吴韦材:城人五味──旧物
很久没到马六甲,近日抽空前往小住,有份难得的清静。老街附近的海峡华人老建筑群,原来已申请到世遗名堂,矮小红瓦老砖屋,原就是我幼年居处的熟悉回忆。以泥土烧成的红屋瓦,鱼鳞般著,在热带炎热的午后热雷雨中,发出特殊气味。这气味有些复杂,也绝对是旧的。
后来,就在旧街那里巧遇一间特殊店屋。耶!能进去喝茶的。一入店内,摆设就像一个旧梦大杂烩:留声机、老桌椅、玻璃橱、旧徽章、铁板电风扇、炭熨斗,还有沧桑大提琴。
坐在那里,有些恍惚,时间是什么?时间或许只是一份心理感觉,当时误打误撞,人就像坐在儿时的童年里。其实,我早已痛改收藏旧物的习惯。说痛改,就因其中感触复杂。一边觉得旧物里总有一份舒服缠绵,一边又觉得如此缠绵下去是一种沉溺。
没错,是矛盾。旧物总牵情,牵得太紧,怕又被扣住。如今岁数渐大,只想无拘无束地宽敞,一切过往,休想绑我。坐在这旧街老店里喝茶,四处宁静反而教人理智,其实,即使“再也不会有了”又怎啦?就连这“留恋”本身,终究有天也不复存在的。
看家里储物室就知道,近年我丢东西丢得成绩斐然。原则是,不再制造更多以后留下的旧物。不必有的,就无需存留。
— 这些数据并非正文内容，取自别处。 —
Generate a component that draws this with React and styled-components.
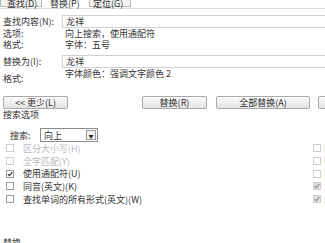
import styled, { createGlobalStyle } from 'styled-components'

const GlobalStyle = createGlobalStyle`
    html, body {
        margin: 0;
        padding: 0;
        background: #ffffff;
    }
    body {
        width: 325px;
        height: 243px;
        overflow: hidden;
    }
`

const Dialog = styled.div`
    width: 345px;
    height: 243px;
    overflow: hidden;
    background: #ffffff;
    font-family: "Noto Sans CJK SC", "Noto Sans", sans-serif;
    font-size: 9px;
    color: #333;
    display: flex;
    flex-direction: column;
`

const TabStrip = styled.div`
    display: flex;
    align-items: flex-start;
    height: 11px;
    margin-top: -3px;
    border-bottom: 1px solid #dcdcdc;
    flex-shrink: 0;
`

const Tab = styled.div`
    height: 10px;
    box-sizing: border-box;
    padding: 3px 0 0 ${props => props.$pad}px;
    width: ${props => props.$width}px;
    margin-left: ${props => props.$gap}px;
    line-height: 8px;
    white-space: nowrap;
    border: ${props => props.$active ? 'none' : '1px solid #b8b8b8'};
    border-top: none;
    background: ${props => props.$active ? 'transparent' : '#f4f4f4'};
    color: #333;
`

const Panel = styled.div`
    display: flex;
    flex-direction: column;
    padding: 0 0 0 3px;
`

const FieldRow = styled.div`
    display: flex;
    align-items: center;
    height: 13px;
    margin-top: ${props => props.$top}px;
`

const Label = styled.div`
    width: 59px;
    flex-shrink: 0;
    line-height: 11px;
    white-space: nowrap;
    padding-top: ${props => props.$low ? 5 : 0}px;
`

const TextBox = styled.div`
    flex: 1;
    height: 13px;
    box-sizing: border-box;
    border: 1px solid #d0d0d0;
    border-right: none;
    padding-left: 3px;
    line-height: 11px;
`

const InfoRow = styled.div`
    display: flex;
    align-items: flex-start;
    height: ${props => props.$height || 11}px;
`

const Value = styled.div`
    padding-left: 3px;
    line-height: 11px;
    white-space: nowrap;
`

const ButtonRow = styled.div`
    display: flex;
    height: 13px;
    margin-top: 12px;
`

const Button = styled.div`
    width: ${props => props.$width}px;
    margin-left: ${props => props.$gap || 0}px;
    height: 13px;
    box-sizing: border-box;
    flex-shrink: 0;
    border: 1px solid #a9a9a9;
    border-radius: 2px;
    background: linear-gradient(#fbfbfb, #e4e4e4);
    line-height: 11px;
    text-align: center;
    white-space: nowrap;
    color: #333;
`

const SectionTitle = styled.div`
    line-height: 11px;
    height: 11px;
`

const SearchRow = styled.div`
    display: flex;
    align-items: center;
    height: 14px;
    margin-top: 8px;
    padding-left: 7px;
`

const SearchLabel = styled.div`
    width: 30px;
    line-height: 11px;
`

const Select = styled.div`
    width: 58px;
    height: 14px;
    box-sizing: border-box;
    border: 1px solid #8c8c8c;
    display: flex;
    align-items: center;
    justify-content: space-between;
    padding-left: 3px;
    line-height: 11px;
`

const SelectArrow = styled.div`
    width: 10px;
    height: 10px;
    box-sizing: border-box;
    margin-right: 1px;
    border: 1px solid #9a9a9a;
    background: #f0f0f0;
    display: flex;
    align-items: center;
    justify-content: center;
    font-size: 5px;
    color: #222;
`

const Options = styled.div`
    display: grid;
    grid-template-columns: 310px auto;
`

const OptionColumn = styled.div`
    display: flex;
    flex-direction: column;
`

const Option = styled.div`
    display: flex;
    align-items: center;
    height: 12.7px;
    padding-left: ${props => props.$indent || 0}px;
    color: ${props => props.$disabled ? '#b9b9b9' : '#333'};
    white-space: nowrap;
    line-height: 11px;
`

const Box = styled.div`
    width: 8px;
    height: 8px;
    box-sizing: border-box;
    flex-shrink: 0;
    margin-right: ${props => props.$gap}px;
    border: 1px solid ${props => props.$disabled ? '#cfcfcf' : '#9c9c9c'};
    background: ${props => props.$shade ? '#dedede' : '#ffffff'};
    display: flex;
    align-items: center;
    justify-content: center;
`

const Footer = styled.div`
    margin-top: 32px;
    line-height: 11px;
`

const Check = ({ color }) => (
    <svg width="6" height="6" viewBox="0 0 6 6">
        <path d="M0.8 3.1 L2.4 4.7 L5.3 1.2" fill="none" stroke={color} strokeWidth="1.1" />
    </svg>
)

const leftOptions = [
    { text: '区分大小写(H)', disabled: true },
    { text: '全字匹配(Y)', disabled: true },
    { text: '使用通配符(U)', checked: true },
    { text: '同音(英文)(K)' },
    { text: '查找单词的所有形式(英文)(W)' },
]

const rightOptions = [
    { text: '区分前缀(X)' },
    { text: '区分后缀(T)' },
    { text: '区分全/半角(M)' },
    { text: '忽略标点符号(S)', shade: true },
    { text: '忽略空格(W)', shade: true },
]

const App = () => {
    return <>
        <GlobalStyle />
        <Dialog>
            <TabStrip>
                <Tab $width={42} $pad={6} $gap={0}>查找(D)</Tab>
                <Tab $width={30} $pad={0} $gap={8} $active>替换(P)</Tab>
                <Tab $width={42} $pad={3} $gap={9}>定位(G)</Tab>
            </TabStrip>
            <Panel>
                <FieldRow $top={6}>
                    <Label>查找内容(N):</Label>
                    <TextBox>龙祥</TextBox>
                </FieldRow>
                <InfoRow>
                    <Label>选项:</Label>
                    <Value>向上搜索，使用通配符</Value>
                </InfoRow>
                <InfoRow>
                    <Label>格式:</Label>
                    <Value>字体：五号</Value>
                </InfoRow>
                <FieldRow $top={5}>
                    <Label>替换为(I):</Label>
                    <TextBox>龙祥</TextBox>
                </FieldRow>
                <InfoRow $height={16}>
                    <Label $low>格式:</Label>
                    <Value>字体颜色：强调文字颜色 2</Value>
                </InfoRow>
                <ButtonRow>
                    <Button $width={65}>&lt;&lt; 更少(L)</Button>
                    <Button $width={65} $gap={74}>替换(R)</Button>
                    <Button $width={94} $gap={9}>全部替换(A)</Button>
                    <Button $width={70} $gap={8}>查找下一处(F)</Button>
                </ButtonRow>
                <SectionTitle>搜索选项</SectionTitle>
                <SearchRow>
                    <SearchLabel>搜索:</SearchLabel>
                    <Select>
                        <span>向上</span>
                        <SelectArrow>▼</SelectArrow>
                    </Select>
                </SearchRow>
                <Options>
                    <OptionColumn>
                        {leftOptions.map((o, i) =>
                            <Option key={i} $indent={3} $disabled={o.disabled}>
                                <Box $gap={9} $disabled={o.disabled}>
                                    {o.checked && <Check color="#333" />}
                                </Box>
                                {o.text}
                            </Option>
                        )}
                    </OptionColumn>
                    <OptionColumn>
                        {rightOptions.map((o, i) =>
                            <Option key={i} $disabled>
                                <Box $gap={3} $disabled $shade={o.shade}>
                                    {o.shade && <Check color="#8a8a8a" />}
                                </Box>
                                {o.text}
                            </Option>
                        )}
                    </OptionColumn>
                </Options>
                <Footer>替换</Footer>
            </Panel>
        </Dialog>
    </>
}

export default App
人就是心甘情愿常被声色愚弄,偶尔回味无妨,刹那间一阵回魂式缠绵,充当good old times的调情式也罢,但看过听过拍拍屁股离席就好,切忌沉溺。因为窗外天天还有新风景,这年纪,我反而天天想接触更新的事物,因为能遇上一样就算一样。
旧物本身其实只是器件,那份不愿断奶的迷恋,是自己添上去的。我知道自己性格像海水,喜欢不同的港湾,喜欢不同的花色,更欢迎各种新感觉。感觉就是要如此不停翻转,才能感到生命的脉动啊!假如成日沉溺在过往感触里,恹恹腻腻,软软绵绵,就真的老了。
听过一条手巾仔的故事么?说的是一条初恋情人留下的手帕,被人痴心痴肺地收藏多年,这条手巾虽小,却一辈子没解开来,仍紧紧包住一颗心甘情愿的心。
我一点都不觉得美。这条气味难散的手巾,至少该拿去洗洗了。而这颗心,真要好好地晒晒太阳。